The German V weapons and atomic development has always been of continuing argument. Arguably the attacks on the heavy water plant did major damage to German nuclear development, but heavy water piles whilst good for static energy production is not the best way to make nuclear weapons. It’s highly unlikely that Germany could have developed the enrichment facilities to ever have got weapons grade materials, it was touch and go for the USA and involved emptying the US treasury of silver in order to make the Caultrons. Which at the time appeared to be the only practical enrichmrnt process. The centrefuge usage was not initially practical and had way to lower a yield to even be realisticaly contemplated. It was only when someone realised that the use of “stock feedback” in what we now call a centrifuge cascade that it only just became practical. And as you note about manufacturing and bombing the US had a massive advantage that Germany could not have hoped to get, and even then the US very nearly failed to make a nuclear device. If you have a hunt around you will find a quote from the Trinity test along the lines of that as it had worked they would not be guilty of treason. I think it might have bern Openhimer to Groves or the other way around. It’s also now clear Russia only got it’s nuclear programe to work because of Klaus Fuchs who passed on not just his own very important calculations but also knowledge of what went wrong and thus to avoid.

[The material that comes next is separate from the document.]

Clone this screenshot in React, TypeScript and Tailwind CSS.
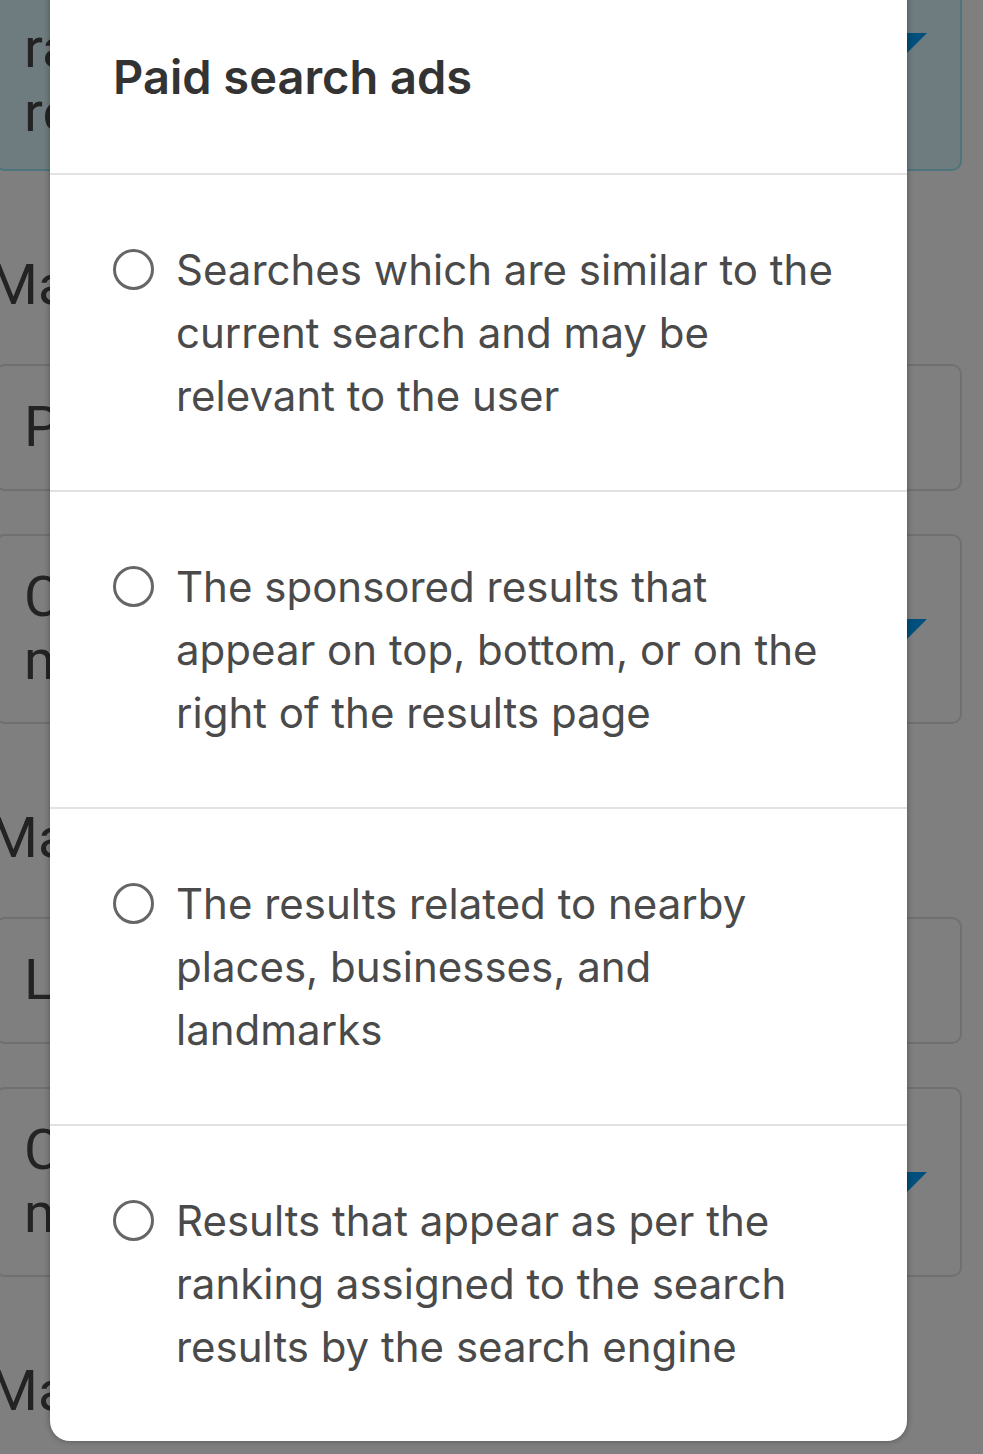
import React from "react";

const options = [
  "Searches which are similar to the current search and may be relevant to the user",
  "The sponsored results that appear on top, bottom, or on the right of the results page",
  "The results related to nearby places, businesses, and landmarks",
  "Results that appear as per the ranking assigned to the search results by the search engine",
];

const Caret = () => (
  <svg width="40" height="20" viewBox="0 0 40 20" className="shrink-0">
    <path d="M0 0 H40 L20 20 Z" fill="#009ef8" />
  </svg>
);

const MatchLabel = () => (
  <div className="ml-[-6px] pt-[82px] pb-[46px] leading-[65px] whitespace-nowrap">
    Match
  </div>
);

const Card: React.FC<{ lines: string[]; select?: boolean }> = ({
  lines,
  select,
}) => (
  <div className="flex items-center justify-between rounded-[10px] border-2 border-[#e0e0e0] py-[30px] pl-[27px] pr-[33px]">
    <div className="leading-[63px] whitespace-nowrap">
      {lines.map((l) => (
        <div key={l}>{l}</div>
      ))}
    </div>
    {select && <Caret />}
  </div>
);

export default function App() {
  return (
    <div className="relative h-[1454px] overflow-hidden bg-white">
      {/* page behind the dialog */}
      <div
        className="ml-[-5px] mr-[21px] mt-[-40px] text-[56px] text-[#464646]"
        style={{ fontFamily: "Roboto, 'Liberation Sans', sans-serif" }}
      >
        <div className="flex justify-between rounded-b-[10px] border-2 border-[#9be8f5] bg-[#def8fe] pt-[54px] pb-[25px] pl-[27px] pr-[33px]">
          <div className="leading-[64px] whitespace-nowrap">
            <div>ranking assigned to the</div>
            <div>results by the search</div>
          </div>
          <div className="mt-[17px]">
            <Caret />
          </div>
        </div>
        <MatchLabel />
        <Card lines={["People also ask"]} />
        <div className="mt-[43px]">
          <Card lines={["Choose a", "match"]} select />
        </div>
        <MatchLabel />
        <Card lines={["Local pack"]} />
        <div className="mt-[43px]">
          <Card lines={["Choose a", "match"]} select />
        </div>
        <MatchLabel />
      </div>

      {/* overlay */}
      <div className="absolute inset-0 bg-black/50" />

      {/* dialog */}
      <div
        className="absolute top-[-40px] left-[50px] w-[857px] rounded-b-[20px] bg-white shadow-[0_0_6px_rgba(0,0,0,0.35)]"
        style={{ fontFamily: "Inter, 'Noto Sans', sans-serif" }}
      >
        <div className="h-[213px] pt-[90px] pl-[63px]">
          <h2 className="text-[47px] leading-[54px] font-semibold text-[#333333]">
            Paid search ads
          </h2>
        </div>
        {options.map((o) => (
          <label
            key={o}
            className="flex gap-[22px] border-t-2 border-[#e2e2e2] py-[63px] pl-[63px] pr-[64px]"
          >
            <span className="mt-[11px] h-[41px] w-[41px] shrink-0 rounded-full border-[3px] border-[#666666]" />
            <span className="text-[42px] leading-[63px] text-[#4a4a4a]">
              {o}
            </span>
          </label>
        ))}
      </div>
    </div>
  );
}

The stories of the German Scientists deliberatly “going slow” does not realy fit in with what we know of other V-Weapon development and production the SS ran. For the scientists to have been able to “go slow” they would all have had to have been absolutly united and further have reason the SS would have accepted without question to have not made progress. The loss of the Heavy Water would have been one such reason but it would only have slowed things for a month or two before they would have to have atleast shown energy production to avoid getting summary execution. The reality is they went the wrong route and could not have capitalised on any success if they had started with and stayed on the right route by repeated fortuitous accidents.